The waters of the outer lagoon were rich in crayfish, which were caught at night by torching and formed an important addition to the diet. They were cooked in the oven.

Two species of land crab, the tupa and the koveu, are plentiful, but the koveu (coconut crab) was more sought after. Certain islands were closed until the koveu were plentiful, when the restrictions were removed. Motungangie was opened for our party. We went crabbing at night with torches of dry coconut leaves. The ground was damp from rain, and the crabs, bloated, purplish objects with powerful claws, were found out of their holes, resting on tree trunks. We procured a large number by picking the crabs from the tree trunks or poking them down with the torch or a stick when out of reach. The natives grasp them behind the claws and then tie them with strips of bark or tari so that their claws are pinioned. The crabs are cooked in the oven. The huge claws contain a delicate flesh, but the rich fatty material in the round bloated part is considered the best portion. It is very rich and oily, but palatable. On account of the oil, I should imagine that the koveu supplies an important addition to the atoll diet.

The inner lagoons in both atolls were rich in pearl oyster (parau) and Tridacna (pahua). The Tridacna formed an important food supply and were eaten either raw or cooked in the oven. Tridacna were also strung on strips of tari after cooking and dried in the sun to form a reserve supply. When dried, Tridacna become as hard as leather and keep for a considerable time. After they are recooked in the oven, they become soft again. We found Tridacna a useful change while on Rakahanga. The women of our household were eager to get us a supply when we expressed the wish. The Tridacna were of medium size and were obtained from the sandy bottom of the inner lagoon in comparatively shallow water. Almost every household had strings of dried Tridacna hanging up in the cooking house. In eating raw shellfish, a certain amount of salty liquid which satisfies the craving for salt is ingested. Other smaller shellfish are found in smaller quantities and are collected by the women.

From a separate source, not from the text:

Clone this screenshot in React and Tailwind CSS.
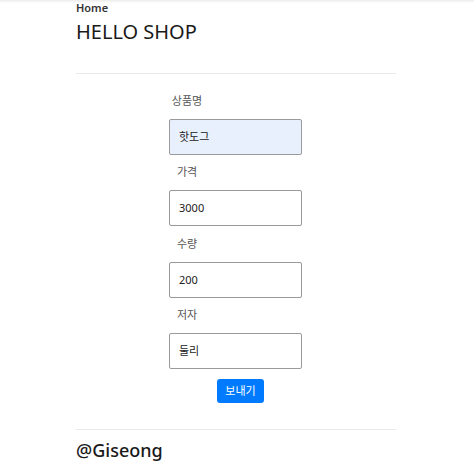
export default function App() {
  const fields = [
    { label: "상품명", value: "핫도그", filled: true },
    { label: "가격", value: "3000" },
    { label: "수량", value: "200" },
    { label: "저자", value: "둘리" },
  ];
  return (
    <div
      className="relative w-[474px] h-[465px] bg-white overflow-hidden text-[#212529]"
      style={{ fontFamily: '"Noto Sans", "Noto Sans CJK KR", sans-serif' }}
    >
      <div className="absolute top-0 left-0 right-0 h-[3px] bg-gradient-to-b from-[#ebebeb] to-white" />
      <div className="ml-[76px] w-[320px]">
        <div className="pt-[1px] h-[16px] text-[11px] leading-[14px] font-semibold text-[#333]">Home</div>
        <h1 className="mt-[3px] text-[20px] leading-[26px] font-normal text-[#1a1a1a]">HELLO SHOP</h1>
        <div className="mt-[28px] h-px bg-[#eaeaea]" />
        <div className="ml-[93px] w-[133px] pt-[19px]">
          {fields.map((f, i) => (
            <div key={i} className={i === 0 ? "" : i === 2 ? "mt-[10px]" : "mt-[9px]"}>
              <div className="ml-[3px] w-[30px] h-[16px] text-center text-[11px] leading-[16px] text-[#555] whitespace-nowrap flex justify-center">
                {f.label}
              </div>
              <div
                className={
                  "mt-[10px] h-[36px] border border-[#9a9a9a] rounded-[2px] pl-[9px] flex items-center text-[11px] text-[#222] " +
                  (f.filled ? "bg-[#e8f0fe]" : "bg-white")
                }
              >
                {f.value}
              </div>
            </div>
          ))}
          <div className="mt-[10px] ml-[48px] w-[47px] h-[24px] rounded-[3px] bg-[#007bff] text-white text-[11px] flex items-center justify-center">
            보내기
          </div>
        </div>
        <div className="mt-[26px] h-px bg-[#eaeaea]" />
        <div className="mt-[8px] text-[18px] leading-[24px] font-medium text-[#1a1a1a]">@Giseong</div>
      </div>
    </div>
  );
}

Turtles were caught and cooked, but did not seem to play as important a part in the marae ceremony as they did in Tongareva.

page 92

All wild fowl that could be caught were grist to the mill. The man-of-war hawk (kotaha) and the brown booby (toroa) were caught at night on their rookeries. A strip of coconut midrib skin (tari) tied in a running noose was attached to a handle of ngangie wood. The stiff tari material kept the noose open. The birds roost on low tauhunu bushes and along the leaves of coconut trees. On the low plants, they were easily reached with the noose. The higher coconut trees were climbed by the fowler, and birds within reach were caught both by hand and by snare. The coconut leaf was bent down, which caused the birds farther out to climb up toward the butt, when they came within reach. The kotaha colored white on the neck under the bill are termed kotaha mari and those colored red, kotaha tarakura. Two smaller seabirds, the ngoio and rakie, were also caught.

Other birds were caught with set snares or killed with stones (pehi ki te toka). The snares consisted of running loops of coconut husk fiber arranged in rows on sticks with the loops directed upward. Barriers were made on opposite sides of the set snares to force the birds to pass through the snares as they moved about on their quest for food. The birds said to be caught in the snares were the torea, kihi, parauanga, kururi, rahurahu, and moiho.